TCP/IP is considered a connection-oriented protocol suite. This means that if data isn’t received correctly, a request to resend the data is made. This is compared to User Datagram Protocol, or UDP, which is connectionless. UDP is a suite of protocols just like TCP/IP, with a few notable differences.

But when wouldn’t you care if data was received correctly or not? UDP is great for broadcasting data- such as streaming radio music. If part of the data was lost, we wouldn’t want to go back and retrieve it! It would waste bandwidth, and would create collisions or noise in our signal. With UDP, the lost data might be represented as a silent spot- which we would take over a noisy retransmission any day!

Logical Addressing

Most computers today come standard with Network Interface Cards, or NICs. These cards are the actual hardware used to communicate to other computers. Each card has a unique physical address that is set at the factory, and can’t be changed. Essentially this is an identifier for the computer it is installed on.

Networks rely on the physical address of a computer for data delivery, but we have a problem. The NIC card is constantly looking for transmissions that are addressed to it- what if the network was very large in size? To put it into perspective, imagine your computer looking at every single bit of data on the internet to see if any of the millions of data packets are addressed to it.

This is where logical addressing comes in. You are probably more familiar with the term IP address, however. These IP addresses can be subnetted on a network to divide a large network into tiny pieces. Instead of looking at every bit of data on the internet, logical addressing allows for computers to just look at data on a home network or subnet.

Routing

A router is a device used to read logical addressing information, and to direct the data to the appropriate destination. Routers are commonly used to separate networks into portions- this greatly reduces network traffic if done correctly.

TCP/IP includes protocols that tell routers how to find a path through the network. This is a vital feature of the TCP/IP suite that enables massive LAN connections to be created.

Name Resolution

And finally, we have name resolution. If you wanted to conduct a search on the internet, you would probably just type Google’s URL into your address bar. What you probably didn’t know is that you aren’t necessarily connecting to “Google.com,” but rather an IP address. Instead of having to remember an IP address, name resolution allows you to remember Google’s name.

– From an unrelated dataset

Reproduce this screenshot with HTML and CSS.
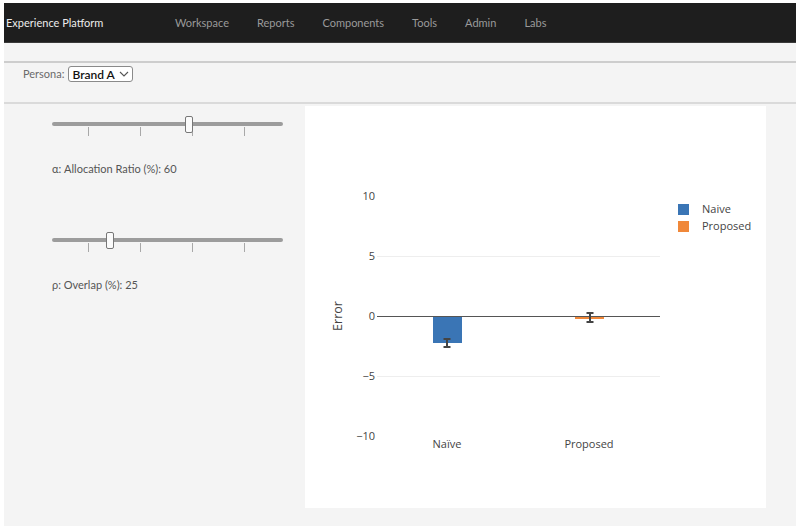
FILE: index.html
```html
<!DOCTYPE html>
<html lang="en">
<head>
<meta charset="utf-8">
<title>Experience Platform</title>
<link rel="stylesheet" href="styles.css">
</head>
<body>
<header class="topbar">
  <div class="brand">Experience Platform</div>
  <nav class="nav">
    <span class="nav-item">Workspace</span>
    <span class="nav-item">Reports</span>
    <span class="nav-item">Components</span>
    <span class="nav-item">Tools</span>
    <span class="nav-item">Admin</span>
    <span class="nav-item">Labs</span>
  </nav>
</header>
<div class="band"></div>
<div class="persona-row">
  <span class="persona-label">Persona:</span>
  <span class="select">Brand A
    <svg class="chev" width="10" height="6" viewBox="0 0 10 6"><path d="M1 1 L5 5 L9 1" fill="none" stroke="#555" stroke-width="1.1"/></svg>
  </span>
</div>
<main class="main">
  <section class="controls">
    <div class="slider">
      <div class="track"></div>
      <div class="ticks"><i></i><i></i><i></i><i></i></div>
      <div class="thumb thumb-60"></div>
    </div>
    <div class="slider-label">α: Allocation Ratio (%): 60</div>
    <div class="slider second">
      <div class="track"></div>
      <div class="ticks"><i></i><i></i><i></i><i></i></div>
      <div class="thumb thumb-25"></div>
    </div>
    <div class="slider-label">ρ: Overlap (%): 25</div>
  </section>
  <section class="chart-panel">
    <svg class="chart" width="461" height="402" viewBox="0 0 461 402">
      <g class="grid">
        <line x1="72" y1="150.5" x2="355" y2="150.5"/>
        <line x1="72" y1="270.5" x2="355" y2="270.5"/>
      </g>
      <g class="ytick" text-anchor="end">
        <text x="70" y="94">10</text>
        <text x="70" y="154">5</text>
        <text x="70" y="214">0</text>
        <text x="70" y="274">−5</text>
        <text x="70" y="334">−10</text>
      </g>
      <text class="ytitle" transform="translate(37,210) rotate(-90)" text-anchor="middle">Error</text>
      <rect x="128" y="210" width="29" height="27" fill="#3a75b5"/>
      <rect x="270" y="210" width="29" height="3" fill="#f0883a"/>
      <line x1="72" y1="210.5" x2="355" y2="210.5" stroke="#555" stroke-width="1"/>
      <g class="err">
        <line x1="142" y1="233" x2="142" y2="241"/>
        <line x1="138.5" y1="233" x2="145.5" y2="233"/>
        <line x1="138.5" y1="241" x2="145.5" y2="241"/>
        <line x1="285" y1="207" x2="285" y2="216"/>
        <line x1="281.5" y1="207" x2="288.5" y2="207"/>
        <line x1="281.5" y1="216" x2="288.5" y2="216"/>
      </g>
      <g class="xtick" text-anchor="middle">
        <text x="142" y="342">Naïve</text>
        <text x="284" y="342">Proposed</text>
      </g>
      <g class="legend">
        <rect x="373" y="98" width="11" height="11" fill="#3a75b5"/>
        <rect x="373" y="115" width="11" height="11" fill="#f0883a"/>
        <text x="397" y="107">Naive</text>
        <text x="397" y="124">Proposed</text>
      </g>
    </svg>
  </section>
</main>
</body>
</html>
```
FILE: styles.css
```css
* { box-sizing: border-box; }
html, body { background: #ffffff; }
body {
  margin: 3px 5px 3px 4px;
  font-family: "Lato", "Open Sans", sans-serif;
}
.topbar {
  height: 40px;
  background: #1e1e1e;
  display: flex;
  align-items: center;
  border-bottom: 1px solid #3a3a3a;
}
.brand {
  color: #ececec;
  font-size: 11px;
  padding-left: 2px;
  width: 171px;
}
.nav {
  display: flex;
  gap: 28px;
  font-size: 11px;
  color: #9a9a9a;
}
.band {
  background: #f4f4f4;
  border-bottom: 2px solid #cdcdcd;
  height: 20px;
}
.persona-row {
  height: 41px;
  background: #f4f4f4;
  border-bottom: 2px solid #dadada;
  display: flex;
  align-items: flex-start;
  padding: 3px 0 0 19px;
}
.persona-label {
  color: #6a6a6a;
  font-size: 11px;
  line-height: 16px;
  margin-right: 4px;
}
.select {
  display: inline-flex;
  align-items: center;
  height: 16px;
  padding: 0 3px 0 3px;
  border: 1px solid #8a8a8a;
  border-radius: 3px;
  background: #fff;
  color: #111;
  font-size: 12px;
  font-weight: 600;
  gap: 4px;
}
.chev { display: block; }
.main {
  height: 422px;
  background: #f4f4f4;
  display: flex;
  align-items: flex-start;
}
.controls {
  width: 301px;
  padding: 18px 0 0 48px;
}
.slider {
  position: relative;
  width: 231px;
}
.slider.second { margin-top: 61px; }
.track {
  height: 4px;
  background: #9c9c9c;
  border-radius: 2px;
}
.ticks {
  display: flex;
  gap: 51px;
  padding-left: 36px;
  margin-top: 1px;
  height: 9px;
}
.ticks i {
  display: block;
  width: 1px;
  height: 9px;
  background: #a8a8a8;
}
.thumb {
  position: absolute;
  top: -6px;
  width: 8px;
  height: 17px;
  background: #fbfbfb;
  border: 1px solid #777;
  border-radius: 2px;
}
.thumb-60 { left: 133px; }
.thumb-25 { left: 54px; }
.slider-label {
  margin-top: 25px;
  font-size: 11px;
  line-height: 16px;
  color: #555;
}
.chart-panel {
  width: 461px;
  height: 402px;
  margin-top: 2px;
  background: #ffffff;
}
.chart {
  display: block;
  font-family: "Open Sans", sans-serif;
}
.grid line { stroke: #eeeeee; stroke-width: 1; }
.ytick text, .xtick text, .legend text {
  font-size: 11px;
  fill: #444;
}
.ytitle { font-size: 12.5px; fill: #444; }
.err line { stroke: #444; stroke-width: 2; }
```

It might not be so bad if IP addresses were not so lengthy in size. Which is easier to remember- 64.223.167.147 or Google? This handy service is accomplished on name servers, which are just computers that store tables that translate domain names to and from IP addresses.

Closing Comments

Congratulations, you just got an introduction to the vast TCP/IP world. A lot of technical students tend to skip over the basics. This means you can easily outsmart most of your techie friends with the simplest of questions- just ask them why ARPANET designers pressed for a decentralized protocol suite!

All jokes aside, there is still plenty more to cover. We just got our feet wet with this introduction!